## PROBLEM STATEMENT
Begin with the first line and repeat exactly through the line containing "FaCopy, FaEye, FaForward"; leave every image out.

## DATA SEGMENT
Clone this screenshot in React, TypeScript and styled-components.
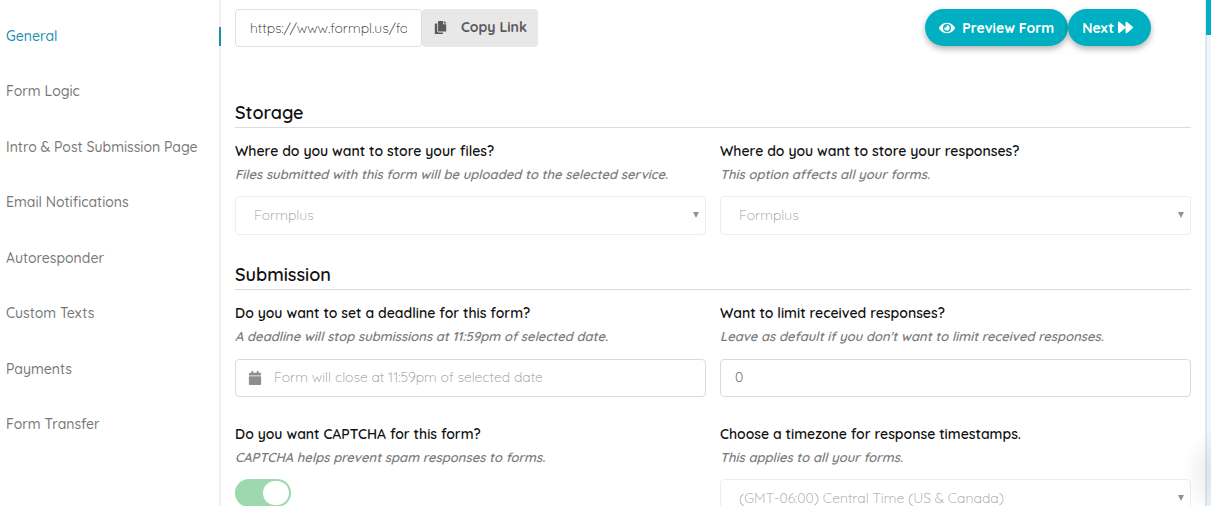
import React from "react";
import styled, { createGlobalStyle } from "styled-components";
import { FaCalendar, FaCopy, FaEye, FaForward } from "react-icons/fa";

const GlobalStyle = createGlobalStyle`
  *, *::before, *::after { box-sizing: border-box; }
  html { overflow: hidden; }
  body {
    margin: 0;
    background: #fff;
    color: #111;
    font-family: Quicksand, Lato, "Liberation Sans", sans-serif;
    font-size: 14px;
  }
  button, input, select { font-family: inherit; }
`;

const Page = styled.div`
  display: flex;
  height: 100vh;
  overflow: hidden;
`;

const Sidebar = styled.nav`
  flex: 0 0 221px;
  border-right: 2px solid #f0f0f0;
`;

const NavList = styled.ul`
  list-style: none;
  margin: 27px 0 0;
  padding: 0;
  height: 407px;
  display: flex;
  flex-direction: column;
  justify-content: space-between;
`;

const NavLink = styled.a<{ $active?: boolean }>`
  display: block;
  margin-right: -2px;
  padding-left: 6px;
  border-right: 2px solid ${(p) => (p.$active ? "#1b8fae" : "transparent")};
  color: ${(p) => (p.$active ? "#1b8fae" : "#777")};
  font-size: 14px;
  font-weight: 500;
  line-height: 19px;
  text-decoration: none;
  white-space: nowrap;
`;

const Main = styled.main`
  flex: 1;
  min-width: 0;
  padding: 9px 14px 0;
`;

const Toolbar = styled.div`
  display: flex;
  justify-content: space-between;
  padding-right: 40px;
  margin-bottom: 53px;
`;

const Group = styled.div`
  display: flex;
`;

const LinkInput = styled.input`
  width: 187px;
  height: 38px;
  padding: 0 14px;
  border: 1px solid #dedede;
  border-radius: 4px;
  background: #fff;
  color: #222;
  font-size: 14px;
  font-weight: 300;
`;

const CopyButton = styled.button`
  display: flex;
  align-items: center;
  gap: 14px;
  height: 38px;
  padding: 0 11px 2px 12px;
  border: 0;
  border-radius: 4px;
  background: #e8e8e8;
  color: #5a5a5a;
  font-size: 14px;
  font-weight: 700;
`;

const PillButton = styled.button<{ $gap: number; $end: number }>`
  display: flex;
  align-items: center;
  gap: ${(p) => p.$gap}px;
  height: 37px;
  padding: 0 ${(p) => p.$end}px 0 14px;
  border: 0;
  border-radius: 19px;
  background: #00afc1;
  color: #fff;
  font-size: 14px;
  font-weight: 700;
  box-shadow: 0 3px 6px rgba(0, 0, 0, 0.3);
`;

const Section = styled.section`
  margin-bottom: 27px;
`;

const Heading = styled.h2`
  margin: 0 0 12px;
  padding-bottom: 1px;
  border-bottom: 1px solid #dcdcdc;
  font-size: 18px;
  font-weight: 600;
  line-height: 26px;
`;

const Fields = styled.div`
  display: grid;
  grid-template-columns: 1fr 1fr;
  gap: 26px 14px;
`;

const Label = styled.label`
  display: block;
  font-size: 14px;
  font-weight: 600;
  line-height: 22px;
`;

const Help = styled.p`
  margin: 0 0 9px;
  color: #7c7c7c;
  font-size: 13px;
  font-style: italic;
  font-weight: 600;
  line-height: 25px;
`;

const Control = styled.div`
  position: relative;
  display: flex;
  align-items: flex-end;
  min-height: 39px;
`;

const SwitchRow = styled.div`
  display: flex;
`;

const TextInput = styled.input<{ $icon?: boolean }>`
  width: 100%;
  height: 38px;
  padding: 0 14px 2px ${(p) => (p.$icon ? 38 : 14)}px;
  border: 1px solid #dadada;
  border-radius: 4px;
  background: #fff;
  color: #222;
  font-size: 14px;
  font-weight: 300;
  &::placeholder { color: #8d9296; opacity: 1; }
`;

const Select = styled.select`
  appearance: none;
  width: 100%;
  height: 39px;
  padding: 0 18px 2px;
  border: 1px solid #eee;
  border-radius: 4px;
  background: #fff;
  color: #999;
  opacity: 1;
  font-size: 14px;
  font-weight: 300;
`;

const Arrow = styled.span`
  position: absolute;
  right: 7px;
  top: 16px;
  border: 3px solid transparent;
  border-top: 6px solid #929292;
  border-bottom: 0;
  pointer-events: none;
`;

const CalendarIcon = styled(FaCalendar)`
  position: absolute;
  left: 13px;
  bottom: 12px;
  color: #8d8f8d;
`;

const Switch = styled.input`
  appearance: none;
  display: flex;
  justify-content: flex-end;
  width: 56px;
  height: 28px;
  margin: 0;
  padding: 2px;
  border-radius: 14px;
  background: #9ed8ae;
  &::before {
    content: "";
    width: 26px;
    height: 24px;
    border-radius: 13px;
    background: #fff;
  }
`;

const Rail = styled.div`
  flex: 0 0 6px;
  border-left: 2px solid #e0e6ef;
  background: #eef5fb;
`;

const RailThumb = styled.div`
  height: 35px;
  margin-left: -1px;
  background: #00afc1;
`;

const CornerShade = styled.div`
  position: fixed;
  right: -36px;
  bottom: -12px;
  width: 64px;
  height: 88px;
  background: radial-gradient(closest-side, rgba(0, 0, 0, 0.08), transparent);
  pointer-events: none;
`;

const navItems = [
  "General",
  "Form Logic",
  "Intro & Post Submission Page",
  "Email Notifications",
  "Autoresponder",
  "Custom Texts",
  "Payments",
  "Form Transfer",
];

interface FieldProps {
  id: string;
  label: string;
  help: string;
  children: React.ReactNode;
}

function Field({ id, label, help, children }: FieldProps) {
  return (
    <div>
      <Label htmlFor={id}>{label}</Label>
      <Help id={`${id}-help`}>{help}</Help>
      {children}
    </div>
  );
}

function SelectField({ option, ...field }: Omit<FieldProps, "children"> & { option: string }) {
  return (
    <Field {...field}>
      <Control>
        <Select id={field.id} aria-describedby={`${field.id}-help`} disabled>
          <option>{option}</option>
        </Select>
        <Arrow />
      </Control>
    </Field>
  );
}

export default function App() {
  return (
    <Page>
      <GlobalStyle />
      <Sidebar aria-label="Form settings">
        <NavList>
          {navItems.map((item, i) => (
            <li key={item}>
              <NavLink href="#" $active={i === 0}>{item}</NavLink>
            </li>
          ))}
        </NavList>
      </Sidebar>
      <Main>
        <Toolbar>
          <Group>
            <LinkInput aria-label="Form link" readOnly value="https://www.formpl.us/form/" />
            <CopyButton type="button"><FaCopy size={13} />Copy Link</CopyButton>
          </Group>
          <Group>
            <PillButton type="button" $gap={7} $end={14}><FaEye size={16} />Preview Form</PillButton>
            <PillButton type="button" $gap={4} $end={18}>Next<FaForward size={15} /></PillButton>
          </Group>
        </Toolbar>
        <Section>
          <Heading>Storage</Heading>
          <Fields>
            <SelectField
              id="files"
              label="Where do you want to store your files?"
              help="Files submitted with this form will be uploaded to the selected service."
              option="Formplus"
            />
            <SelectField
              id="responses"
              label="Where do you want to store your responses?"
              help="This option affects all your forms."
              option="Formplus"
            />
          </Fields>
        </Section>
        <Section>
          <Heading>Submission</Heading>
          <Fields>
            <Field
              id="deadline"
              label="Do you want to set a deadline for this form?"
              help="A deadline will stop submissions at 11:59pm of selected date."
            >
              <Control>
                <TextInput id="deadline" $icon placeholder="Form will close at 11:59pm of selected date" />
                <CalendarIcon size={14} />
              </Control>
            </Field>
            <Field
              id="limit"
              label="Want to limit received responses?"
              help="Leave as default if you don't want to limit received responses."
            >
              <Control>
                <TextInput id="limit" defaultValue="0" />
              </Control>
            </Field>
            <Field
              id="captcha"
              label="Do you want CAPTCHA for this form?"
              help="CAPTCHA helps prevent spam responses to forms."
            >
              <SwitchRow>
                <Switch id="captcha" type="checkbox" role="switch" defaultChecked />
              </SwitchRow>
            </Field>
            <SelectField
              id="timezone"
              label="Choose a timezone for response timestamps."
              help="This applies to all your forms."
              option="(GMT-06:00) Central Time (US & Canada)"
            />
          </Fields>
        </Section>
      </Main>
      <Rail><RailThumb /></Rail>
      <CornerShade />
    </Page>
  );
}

## EXERCISE RESPONSE
Clone this screenshot in React, TypeScript and styled-components.
import React from "react";
import styled, { createGlobalStyle } from "styled-components";
import { FaCalendar, FaCopy, FaEye, FaForward } from "react-icons/fa";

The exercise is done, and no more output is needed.